◆ Problem to work on:
Repeat the lines below exactly as they appear, but leave out the images.

◆ Data provided:
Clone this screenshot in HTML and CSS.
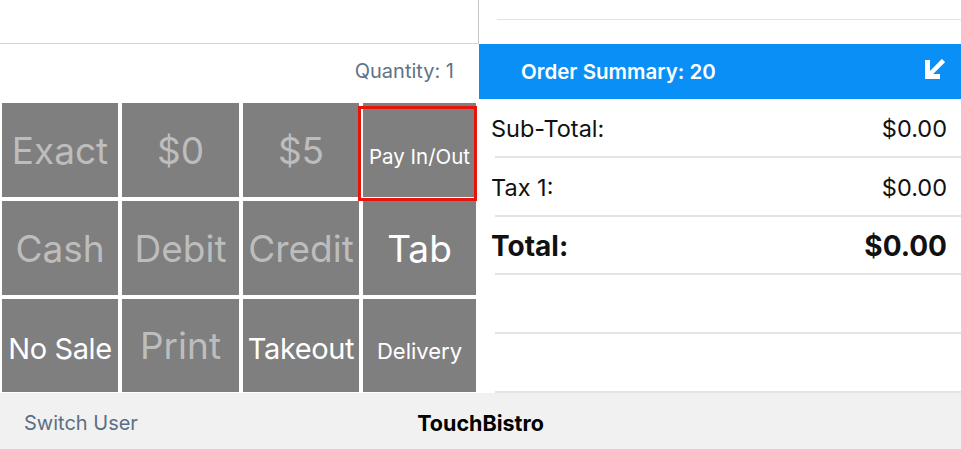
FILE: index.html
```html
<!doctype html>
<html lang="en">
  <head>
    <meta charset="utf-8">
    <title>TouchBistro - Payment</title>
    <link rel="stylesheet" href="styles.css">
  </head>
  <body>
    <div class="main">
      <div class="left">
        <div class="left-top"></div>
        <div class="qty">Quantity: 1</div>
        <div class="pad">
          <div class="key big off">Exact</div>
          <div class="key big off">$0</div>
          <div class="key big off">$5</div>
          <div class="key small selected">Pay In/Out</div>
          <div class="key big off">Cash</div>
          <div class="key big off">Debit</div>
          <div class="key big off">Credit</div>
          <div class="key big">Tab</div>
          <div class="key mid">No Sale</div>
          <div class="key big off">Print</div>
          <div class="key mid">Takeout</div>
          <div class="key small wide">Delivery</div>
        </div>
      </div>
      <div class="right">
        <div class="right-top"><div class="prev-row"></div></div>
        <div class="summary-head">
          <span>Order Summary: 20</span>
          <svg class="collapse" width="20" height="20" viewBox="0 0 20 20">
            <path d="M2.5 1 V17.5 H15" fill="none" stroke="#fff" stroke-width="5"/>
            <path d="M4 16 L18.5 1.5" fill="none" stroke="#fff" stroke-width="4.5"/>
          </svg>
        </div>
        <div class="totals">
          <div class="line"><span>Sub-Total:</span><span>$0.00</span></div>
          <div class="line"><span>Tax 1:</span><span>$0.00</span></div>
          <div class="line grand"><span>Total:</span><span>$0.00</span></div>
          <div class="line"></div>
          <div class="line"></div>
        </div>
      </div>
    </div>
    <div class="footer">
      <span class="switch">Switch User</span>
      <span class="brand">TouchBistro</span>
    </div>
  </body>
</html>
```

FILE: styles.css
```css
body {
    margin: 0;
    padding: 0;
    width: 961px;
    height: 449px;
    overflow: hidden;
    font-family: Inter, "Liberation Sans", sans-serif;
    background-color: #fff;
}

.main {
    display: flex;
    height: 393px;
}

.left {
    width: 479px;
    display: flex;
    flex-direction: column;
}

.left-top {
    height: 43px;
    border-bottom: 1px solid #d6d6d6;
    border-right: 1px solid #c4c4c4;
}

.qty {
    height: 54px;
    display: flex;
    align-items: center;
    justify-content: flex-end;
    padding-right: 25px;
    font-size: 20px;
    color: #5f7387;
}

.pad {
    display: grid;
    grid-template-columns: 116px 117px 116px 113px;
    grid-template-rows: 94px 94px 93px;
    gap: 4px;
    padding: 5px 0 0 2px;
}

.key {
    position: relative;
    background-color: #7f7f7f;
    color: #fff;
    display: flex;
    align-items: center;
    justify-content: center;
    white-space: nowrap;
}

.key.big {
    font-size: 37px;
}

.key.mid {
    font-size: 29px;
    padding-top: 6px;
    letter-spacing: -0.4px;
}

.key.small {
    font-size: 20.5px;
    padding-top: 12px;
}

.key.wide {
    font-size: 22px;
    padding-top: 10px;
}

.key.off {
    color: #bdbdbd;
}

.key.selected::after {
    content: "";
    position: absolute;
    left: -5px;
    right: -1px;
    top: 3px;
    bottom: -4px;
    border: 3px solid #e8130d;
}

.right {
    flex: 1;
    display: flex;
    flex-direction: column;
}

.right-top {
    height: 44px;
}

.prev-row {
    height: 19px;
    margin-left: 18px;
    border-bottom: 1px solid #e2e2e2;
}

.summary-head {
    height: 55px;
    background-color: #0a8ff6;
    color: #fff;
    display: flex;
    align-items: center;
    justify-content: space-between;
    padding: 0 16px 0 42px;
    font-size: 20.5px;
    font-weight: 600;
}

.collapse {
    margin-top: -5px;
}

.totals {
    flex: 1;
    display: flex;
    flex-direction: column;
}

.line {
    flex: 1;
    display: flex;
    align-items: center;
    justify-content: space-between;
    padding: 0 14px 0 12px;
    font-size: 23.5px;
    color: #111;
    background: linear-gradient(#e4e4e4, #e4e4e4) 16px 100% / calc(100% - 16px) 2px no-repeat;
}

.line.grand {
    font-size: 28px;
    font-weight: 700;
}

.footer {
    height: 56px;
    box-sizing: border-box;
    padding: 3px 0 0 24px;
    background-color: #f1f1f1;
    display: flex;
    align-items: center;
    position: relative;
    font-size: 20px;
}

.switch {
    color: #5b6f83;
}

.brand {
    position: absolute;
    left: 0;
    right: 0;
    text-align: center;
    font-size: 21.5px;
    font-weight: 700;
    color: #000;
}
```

◆ Worked solution:
Clone this screenshot in HTML and CSS.
FILE: index.html
```html
<!doctype html>
<html lang="en">
  <head>
    <meta charset="utf-8">
    <title>TouchBistro - Payment</title>
    <link rel="stylesheet" href="styles.css">
  </head>
  <body>
    <div class="main">
      <div class="left">
        <div class="left-top"></div>
        <div class="qty">Quantity: 1</div>
        <div class="pad">
          <div class="key big off">Exact</div>
          <div class="key big off">$0</div>
          <div class="key big off">$5</div>
          <div class="key small selected">Pay In/Out</div>
          <div class="key big off">Cash</div>
          <div class="key big off">Debit</div>
          <div class="key big off">Credit</div>
          <div class="key big">Tab</div>
          <div class="key mid">No Sale</div>
          <div class="key big off">Print</div>
          <div class="key mid">Takeout</div>
          <div class="key small wide">Delivery</div>
        </div>
      </div>
      <div class="right">
        <div class="right-top"><div class="prev-row"></div></div>
        <div class="summary-head">
          <span>Order Summary: 20</span>
          <svg class="collapse" width="20" height="20" viewBox="0 0 20 20">
            <path d="M2.5 1 V17.5 H15" fill="none" stroke="#fff" stroke-width="5"/>
            <path d="M4 16 L18.5 1.5" fill="none" stroke="#fff" stroke-width="4.5"/>
          </svg>
        </div>
        <div class="totals">
          <div class="line"><span>Sub-Total:</span><span>$0.00</span></div>
          <div class="line"><span>Tax 1:</span><span>$0.00</span></div>
          <div class="line grand"><span>Total:</span><span>$0.00</span></div>
          <div class="line"></div>
          <div class="line"></div>
        </div>
      </div>
    </div>
    <div class="footer">
      <span class="switch">Switch User</span>
      <span class="brand">TouchBistro</span>
    </div>
  </body>
</html>
```

FILE: styles.css
```css
body {
    margin: 0;
    padding: 0;
    width: 961px;
    height: 449px;
    overflow: hidden;
    font-family: Inter, "Liberation Sans", sans-serif;
    background-color: #fff;
}

.main {
    display: flex;
    height: 393px;
}

.left {
    width: 479px;
    display: flex;
    flex-direction: column;
}

.left-top {
    height: 43px;
    border-bottom: 1px solid #d6d6d6;
    border-right: 1px solid #c4c4c4;
}

.qty {
    height: 54px;
    display: flex;
    align-items: center;
    justify-content: flex-end;
    padding-right: 25px;
    font-size: 20px;
    color: #5f7387;
}

.pad {
    display: grid;
    grid-template-columns: 116px 117px 116px 113px;
    grid-template-rows: 94px 94px 93px;
    gap: 4px;
    padding: 5px 0 0 2px;
}

.key {
    position: relative;
    background-color: #7f7f7f;
    color: #fff;
    display: flex;
    align-items: center;
    justify-content: center;
    white-space: nowrap;
}

.key.big {
    font-size: 37px;
}

.key.mid {
    font-size: 29px;
    padding-top: 6px;
    letter-spacing: -0.4px;
}

.key.small {
    font-size: 20.5px;
    padding-top: 12px;
}

.key.wide {
    font-size: 22px;
    padding-top: 10px;
}

.key.off {
    color: #bdbdbd;
}

.key.selected::after {
    content: "";
    position: absolute;
    left: -5px;
    right: -1px;
    top: 3px;
    bottom: -4px;
    border: 3px solid #e8130d;
}

.right {
    flex: 1;
    display: flex;
    flex-direction: column;
}

.right-top {
    height: 44px;
}

.prev-row {
    height: 19px;
    margin-left: 18px;
    border-bottom: 1px solid #e2e2e2;
}

.summary-head {
    height: 55px;
    background-color: #0a8ff6;
    color: #fff;
    display: flex;
    align-items: center;
    justify-content: space-between;
    padding: 0 16px 0 42px;
    font-size: 20.5px;
    font-weight: 600;
}

.collapse {
    margin-top: -5px;
}

.totals {
    flex: 1;
    display: flex;
    flex-direction: column;
}

.line {
    flex: 1;
    display: flex;
    align-items: center;
    justify-content: space-between;
    padding: 0 14px 0 12px;
    font-size: 23.5px;
    color: #111;
    background: linear-gradient(#e4e4e4, #e4e4e4) 16px 100% / calc(100% - 16px) 2px no-repeat;
}

.line.grand {
    font-size: 28px;
    font-weight: 700;
}

.footer {
    height: 56px;
    box-sizing: border-box;
    padding: 3px 0 0 24px;
    background-color: #f1f1f1;
    display: flex;
    align-items: center;
    position: relative;
    font-size: 20px;
}

.switch {
    color: #5b6f83;
}

.brand {
    position: absolute;
    left: 0;
    right: 0;
    text-align: center;
    font-size: 21.5px;
    font-weight: 700;
    color: #000;
}
```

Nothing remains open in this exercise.